The records
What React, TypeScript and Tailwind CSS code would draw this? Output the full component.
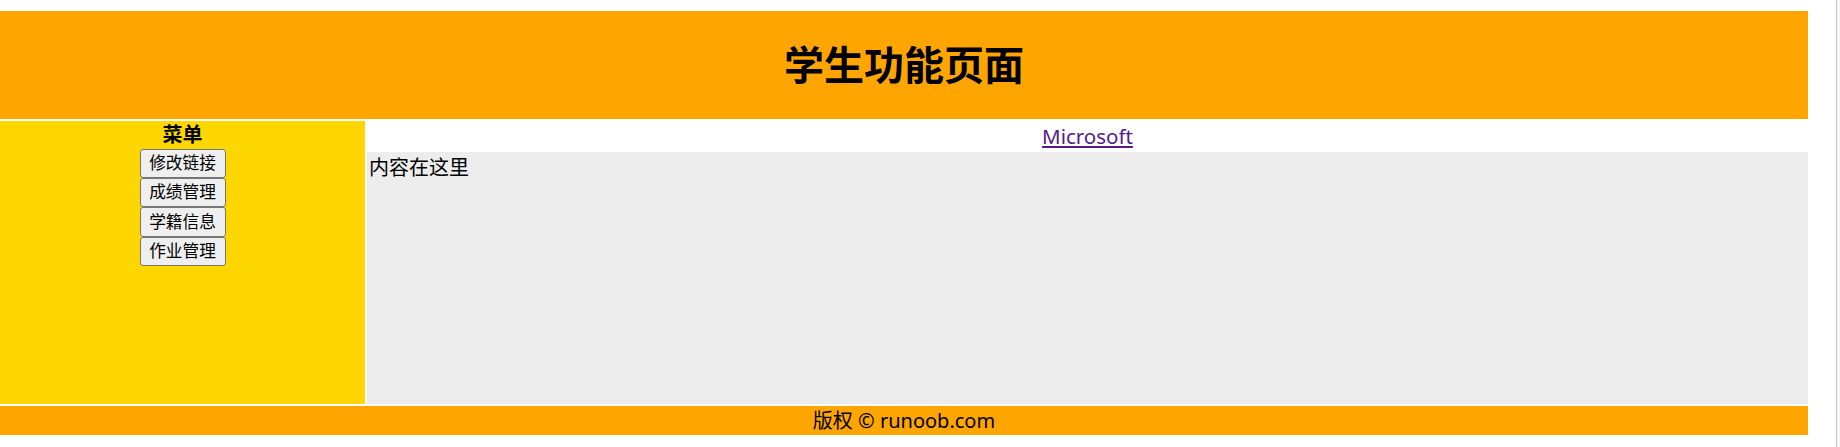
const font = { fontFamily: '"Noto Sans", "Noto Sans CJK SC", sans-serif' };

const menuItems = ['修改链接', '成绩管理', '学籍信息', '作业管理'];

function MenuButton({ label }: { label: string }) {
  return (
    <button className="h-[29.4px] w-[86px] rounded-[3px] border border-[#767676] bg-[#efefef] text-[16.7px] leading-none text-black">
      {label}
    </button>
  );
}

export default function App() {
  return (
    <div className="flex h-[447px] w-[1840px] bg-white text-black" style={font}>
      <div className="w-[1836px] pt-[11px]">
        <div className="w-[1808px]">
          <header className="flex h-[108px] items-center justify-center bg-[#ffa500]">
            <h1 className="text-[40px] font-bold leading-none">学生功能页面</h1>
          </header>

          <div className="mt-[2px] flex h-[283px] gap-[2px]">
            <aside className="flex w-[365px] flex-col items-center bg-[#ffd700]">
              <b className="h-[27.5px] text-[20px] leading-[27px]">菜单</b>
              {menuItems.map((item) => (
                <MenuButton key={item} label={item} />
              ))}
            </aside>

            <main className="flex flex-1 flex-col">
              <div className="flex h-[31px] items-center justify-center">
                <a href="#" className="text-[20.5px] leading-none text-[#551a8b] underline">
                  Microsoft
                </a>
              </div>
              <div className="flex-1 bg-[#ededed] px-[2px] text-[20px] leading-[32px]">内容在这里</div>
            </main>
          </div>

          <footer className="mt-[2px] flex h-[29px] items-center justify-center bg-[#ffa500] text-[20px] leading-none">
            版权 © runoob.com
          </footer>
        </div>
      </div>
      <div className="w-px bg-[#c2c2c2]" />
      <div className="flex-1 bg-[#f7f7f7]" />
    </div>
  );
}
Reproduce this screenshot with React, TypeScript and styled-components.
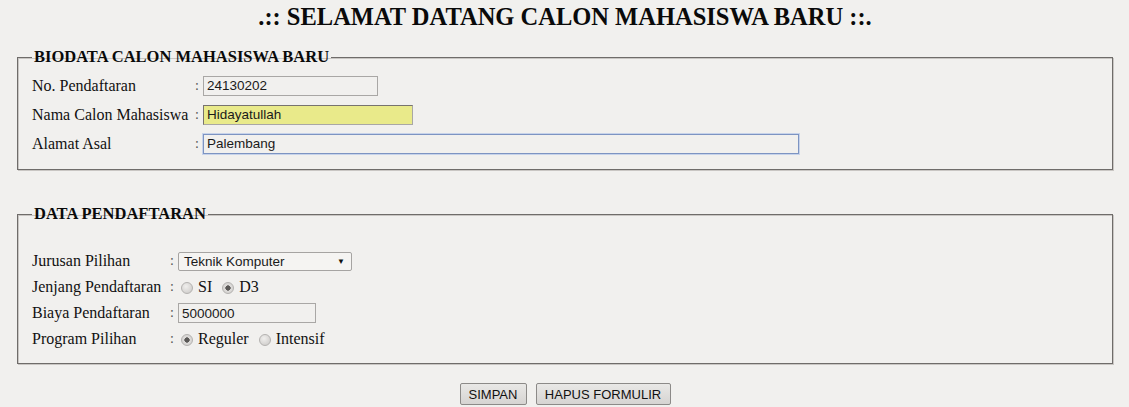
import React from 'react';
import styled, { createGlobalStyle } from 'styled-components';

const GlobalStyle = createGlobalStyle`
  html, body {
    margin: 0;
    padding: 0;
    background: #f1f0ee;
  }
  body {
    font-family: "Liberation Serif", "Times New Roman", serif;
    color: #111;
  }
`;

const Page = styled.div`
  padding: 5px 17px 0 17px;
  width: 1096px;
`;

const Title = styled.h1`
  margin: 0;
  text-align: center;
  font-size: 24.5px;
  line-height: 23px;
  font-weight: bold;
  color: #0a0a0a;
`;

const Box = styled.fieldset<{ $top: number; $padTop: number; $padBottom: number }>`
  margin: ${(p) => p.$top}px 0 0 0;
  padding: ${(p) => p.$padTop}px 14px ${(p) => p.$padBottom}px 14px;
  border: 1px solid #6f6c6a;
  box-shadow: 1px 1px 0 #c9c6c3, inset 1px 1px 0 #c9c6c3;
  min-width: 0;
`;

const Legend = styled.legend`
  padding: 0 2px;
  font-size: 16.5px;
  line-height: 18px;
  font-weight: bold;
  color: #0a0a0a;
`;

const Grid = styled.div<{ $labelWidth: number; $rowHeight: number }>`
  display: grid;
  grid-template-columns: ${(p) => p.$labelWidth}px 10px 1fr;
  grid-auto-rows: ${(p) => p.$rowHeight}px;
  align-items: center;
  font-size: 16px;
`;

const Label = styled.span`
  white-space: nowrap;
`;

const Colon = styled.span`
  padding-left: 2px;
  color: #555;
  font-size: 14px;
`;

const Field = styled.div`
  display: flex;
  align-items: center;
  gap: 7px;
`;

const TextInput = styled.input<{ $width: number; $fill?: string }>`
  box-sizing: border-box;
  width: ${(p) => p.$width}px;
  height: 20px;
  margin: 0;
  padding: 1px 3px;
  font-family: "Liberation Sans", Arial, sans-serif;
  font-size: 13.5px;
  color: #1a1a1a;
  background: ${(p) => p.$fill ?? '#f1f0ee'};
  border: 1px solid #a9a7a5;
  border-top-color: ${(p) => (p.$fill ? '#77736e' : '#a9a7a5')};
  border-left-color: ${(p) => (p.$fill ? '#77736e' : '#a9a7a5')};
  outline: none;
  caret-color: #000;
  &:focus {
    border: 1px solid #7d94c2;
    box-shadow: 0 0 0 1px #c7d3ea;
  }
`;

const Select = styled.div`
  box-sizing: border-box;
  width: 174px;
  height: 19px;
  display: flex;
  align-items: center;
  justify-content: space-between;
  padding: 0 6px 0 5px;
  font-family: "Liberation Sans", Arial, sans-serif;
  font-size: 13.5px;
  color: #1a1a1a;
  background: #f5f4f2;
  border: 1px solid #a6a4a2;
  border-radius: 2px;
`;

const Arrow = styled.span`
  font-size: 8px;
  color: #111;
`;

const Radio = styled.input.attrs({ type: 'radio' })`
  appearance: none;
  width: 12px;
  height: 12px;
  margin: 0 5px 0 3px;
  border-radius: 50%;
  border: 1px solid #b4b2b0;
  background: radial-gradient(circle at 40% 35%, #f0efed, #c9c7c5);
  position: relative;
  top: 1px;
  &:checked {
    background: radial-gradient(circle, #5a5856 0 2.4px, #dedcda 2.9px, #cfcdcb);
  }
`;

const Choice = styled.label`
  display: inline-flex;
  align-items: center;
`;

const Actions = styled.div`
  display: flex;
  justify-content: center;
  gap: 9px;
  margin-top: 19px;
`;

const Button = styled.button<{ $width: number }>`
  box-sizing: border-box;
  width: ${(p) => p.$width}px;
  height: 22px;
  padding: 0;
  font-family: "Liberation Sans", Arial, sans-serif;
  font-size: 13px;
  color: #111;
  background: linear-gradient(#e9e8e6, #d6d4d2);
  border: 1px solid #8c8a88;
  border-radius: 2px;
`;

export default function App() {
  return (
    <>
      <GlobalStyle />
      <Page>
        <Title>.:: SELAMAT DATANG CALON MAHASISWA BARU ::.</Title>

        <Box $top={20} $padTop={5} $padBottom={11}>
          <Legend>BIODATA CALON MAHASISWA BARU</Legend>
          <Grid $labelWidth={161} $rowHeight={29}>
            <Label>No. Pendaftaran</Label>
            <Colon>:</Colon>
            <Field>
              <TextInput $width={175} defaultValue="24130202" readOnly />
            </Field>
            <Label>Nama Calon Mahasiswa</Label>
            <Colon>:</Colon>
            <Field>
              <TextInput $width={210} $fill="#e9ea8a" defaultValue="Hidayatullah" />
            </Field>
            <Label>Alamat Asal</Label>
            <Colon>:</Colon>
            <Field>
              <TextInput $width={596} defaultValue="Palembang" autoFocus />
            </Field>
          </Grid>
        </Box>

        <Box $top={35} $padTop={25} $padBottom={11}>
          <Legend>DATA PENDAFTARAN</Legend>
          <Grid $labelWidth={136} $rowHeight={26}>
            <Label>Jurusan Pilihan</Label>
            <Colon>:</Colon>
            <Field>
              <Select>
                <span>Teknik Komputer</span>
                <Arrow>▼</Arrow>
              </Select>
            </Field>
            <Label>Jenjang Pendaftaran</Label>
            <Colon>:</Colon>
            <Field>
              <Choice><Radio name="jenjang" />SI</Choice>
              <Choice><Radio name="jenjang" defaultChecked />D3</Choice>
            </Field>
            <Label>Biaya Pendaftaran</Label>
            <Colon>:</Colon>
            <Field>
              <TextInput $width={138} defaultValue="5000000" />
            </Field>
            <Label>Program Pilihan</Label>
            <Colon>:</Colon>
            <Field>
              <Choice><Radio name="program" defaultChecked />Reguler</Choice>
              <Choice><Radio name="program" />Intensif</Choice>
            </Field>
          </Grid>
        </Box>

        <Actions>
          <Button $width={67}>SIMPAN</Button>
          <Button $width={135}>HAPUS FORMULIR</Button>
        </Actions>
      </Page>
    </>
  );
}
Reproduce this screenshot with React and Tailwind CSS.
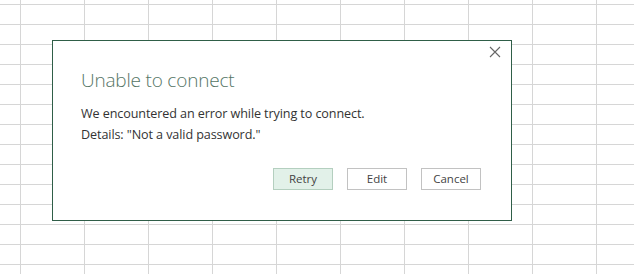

To do
Set down the complete material exactly, but do not include the images.

Task response
What React, TypeScript and Tailwind CSS code would draw this? Output the full component.
const font = { fontFamily: '"Noto Sans", "Noto Sans CJK SC", sans-serif' };

const menuItems = ['修改链接', '成绩管理', '学籍信息', '作业管理'];

function MenuButton({ label }: { label: string }) {
  return (
    <button className="h-[29.4px] w-[86px] rounded-[3px] border border-[#767676] bg-[#efefef] text-[16.7px] leading-none text-black">
      {label}
    </button>
  );
}

export default function App() {
  return (
    <div className="flex h-[447px] w-[1840px] bg-white text-black" style={font}>
      <div className="w-[1836px] pt-[11px]">
        <div className="w-[1808px]">
          <header className="flex h-[108px] items-center justify-center bg-[#ffa500]">
            <h1 className="text-[40px] font-bold leading-none">学生功能页面</h1>
          </header>

          <div className="mt-[2px] flex h-[283px] gap-[2px]">
            <aside className="flex w-[365px] flex-col items-center bg-[#ffd700]">
              <b className="h-[27.5px] text-[20px] leading-[27px]">菜单</b>
              {menuItems.map((item) => (
                <MenuButton key={item} label={item} />
              ))}
            </aside>

            <main className="flex flex-1 flex-col">
              <div className="flex h-[31px] items-center justify-center">
                <a href="#" className="text-[20.5px] leading-none text-[#551a8b] underline">
                  Microsoft
                </a>
              </div>
              <div className="flex-1 bg-[#ededed] px-[2px] text-[20px] leading-[32px]">内容在这里</div>
            </main>
          </div>

          <footer className="mt-[2px] flex h-[29px] items-center justify-center bg-[#ffa500] text-[20px] leading-none">
            版权 © runoob.com
          </footer>
        </div>
      </div>
      <div className="w-px bg-[#c2c2c2]" />
      <div className="flex-1 bg-[#f7f7f7]" />
    </div>
  );
}
Reproduce this screenshot with React, TypeScript and styled-components.
import React from 'react';
import styled, { createGlobalStyle } from 'styled-components';

const GlobalStyle = createGlobalStyle`
  html, body {
    margin: 0;
    padding: 0;
    background: #f1f0ee;
  }
  body {
    font-family: "Liberation Serif", "Times New Roman", serif;
    color: #111;
  }
`;

const Page = styled.div`
  padding: 5px 17px 0 17px;
  width: 1096px;
`;

const Title = styled.h1`
  margin: 0;
  text-align: center;
  font-size: 24.5px;
  line-height: 23px;
  font-weight: bold;
  color: #0a0a0a;
`;

const Box = styled.fieldset<{ $top: number; $padTop: number; $padBottom: number }>`
  margin: ${(p) => p.$top}px 0 0 0;
  padding: ${(p) => p.$padTop}px 14px ${(p) => p.$padBottom}px 14px;
  border: 1px solid #6f6c6a;
  box-shadow: 1px 1px 0 #c9c6c3, inset 1px 1px 0 #c9c6c3;
  min-width: 0;
`;

const Legend = styled.legend`
  padding: 0 2px;
  font-size: 16.5px;
  line-height: 18px;
  font-weight: bold;
  color: #0a0a0a;
`;

const Grid = styled.div<{ $labelWidth: number; $rowHeight: number }>`
  display: grid;
  grid-template-columns: ${(p) => p.$labelWidth}px 10px 1fr;
  grid-auto-rows: ${(p) => p.$rowHeight}px;
  align-items: center;
  font-size: 16px;
`;

const Label = styled.span`
  white-space: nowrap;
`;

const Colon = styled.span`
  padding-left: 2px;
  color: #555;
  font-size: 14px;
`;

const Field = styled.div`
  display: flex;
  align-items: center;
  gap: 7px;
`;

const TextInput = styled.input<{ $width: number; $fill?: string }>`
  box-sizing: border-box;
  width: ${(p) => p.$width}px;
  height: 20px;
  margin: 0;
  padding: 1px 3px;
  font-family: "Liberation Sans", Arial, sans-serif;
  font-size: 13.5px;
  color: #1a1a1a;
  background: ${(p) => p.$fill ?? '#f1f0ee'};
  border: 1px solid #a9a7a5;
  border-top-color: ${(p) => (p.$fill ? '#77736e' : '#a9a7a5')};
  border-left-color: ${(p) => (p.$fill ? '#77736e' : '#a9a7a5')};
  outline: none;
  caret-color: #000;
  &:focus {
    border: 1px solid #7d94c2;
    box-shadow: 0 0 0 1px #c7d3ea;
  }
`;

const Select = styled.div`
  box-sizing: border-box;
  width: 174px;
  height: 19px;
  display: flex;
  align-items: center;
  justify-content: space-between;
  padding: 0 6px 0 5px;
  font-family: "Liberation Sans", Arial, sans-serif;
  font-size: 13.5px;
  color: #1a1a1a;
  background: #f5f4f2;
  border: 1px solid #a6a4a2;
  border-radius: 2px;
`;

const Arrow = styled.span`
  font-size: 8px;
  color: #111;
`;

const Radio = styled.input.attrs({ type: 'radio' })`
  appearance: none;
  width: 12px;
  height: 12px;
  margin: 0 5px 0 3px;
  border-radius: 50%;
  border: 1px solid #b4b2b0;
  background: radial-gradient(circle at 40% 35%, #f0efed, #c9c7c5);
  position: relative;
  top: 1px;
  &:checked {
    background: radial-gradient(circle, #5a5856 0 2.4px, #dedcda 2.9px, #cfcdcb);
  }
`;

const Choice = styled.label`
  display: inline-flex;
  align-items: center;
`;

const Actions = styled.div`
  display: flex;
  justify-content: center;
  gap: 9px;
  margin-top: 19px;
`;

const Button = styled.button<{ $width: number }>`
  box-sizing: border-box;
  width: ${(p) => p.$width}px;
  height: 22px;
  padding: 0;
  font-family: "Liberation Sans", Arial, sans-serif;
  font-size: 13px;
  color: #111;
  background: linear-gradient(#e9e8e6, #d6d4d2);
  border: 1px solid #8c8a88;
  border-radius: 2px;
`;

export default function App() {
  return (
    <>
      <GlobalStyle />
      <Page>
        <Title>.:: SELAMAT DATANG CALON MAHASISWA BARU ::.</Title>

        <Box $top={20} $padTop={5} $padBottom={11}>
          <Legend>BIODATA CALON MAHASISWA BARU</Legend>
          <Grid $labelWidth={161} $rowHeight={29}>
            <Label>No. Pendaftaran</Label>
            <Colon>:</Colon>
            <Field>
              <TextInput $width={175} defaultValue="24130202" readOnly />
            </Field>
            <Label>Nama Calon Mahasiswa</Label>
            <Colon>:</Colon>
            <Field>
              <TextInput $width={210} $fill="#e9ea8a" defaultValue="Hidayatullah" />
            </Field>
            <Label>Alamat Asal</Label>
            <Colon>:</Colon>
            <Field>
              <TextInput $width={596} defaultValue="Palembang" autoFocus />
            </Field>
          </Grid>
        </Box>

        <Box $top={35} $padTop={25} $padBottom={11}>
          <Legend>DATA PENDAFTARAN</Legend>
          <Grid $labelWidth={136} $rowHeight={26}>
            <Label>Jurusan Pilihan</Label>
            <Colon>:</Colon>
            <Field>
              <Select>
                <span>Teknik Komputer</span>
                <Arrow>▼</Arrow>
              </Select>
            </Field>
            <Label>Jenjang Pendaftaran</Label>
            <Colon>:</Colon>
            <Field>
              <Choice><Radio name="jenjang" />SI</Choice>
              <Choice><Radio name="jenjang" defaultChecked />D3</Choice>
            </Field>
            <Label>Biaya Pendaftaran</Label>
            <Colon>:</Colon>
            <Field>
              <TextInput $width={138} defaultValue="5000000" />
            </Field>
            <Label>Program Pilihan</Label>
            <Colon>:</Colon>
            <Field>
              <Choice><Radio name="program" defaultChecked />Reguler</Choice>
              <Choice><Radio name="program" />Intensif</Choice>
            </Field>
          </Grid>
        </Box>

        <Actions>
          <Button $width={67}>SIMPAN</Button>
          <Button $width={135}>HAPUS FORMULIR</Button>
        </Actions>
      </Page>
    </>
  );
}
Reproduce this screenshot with React and Tailwind CSS.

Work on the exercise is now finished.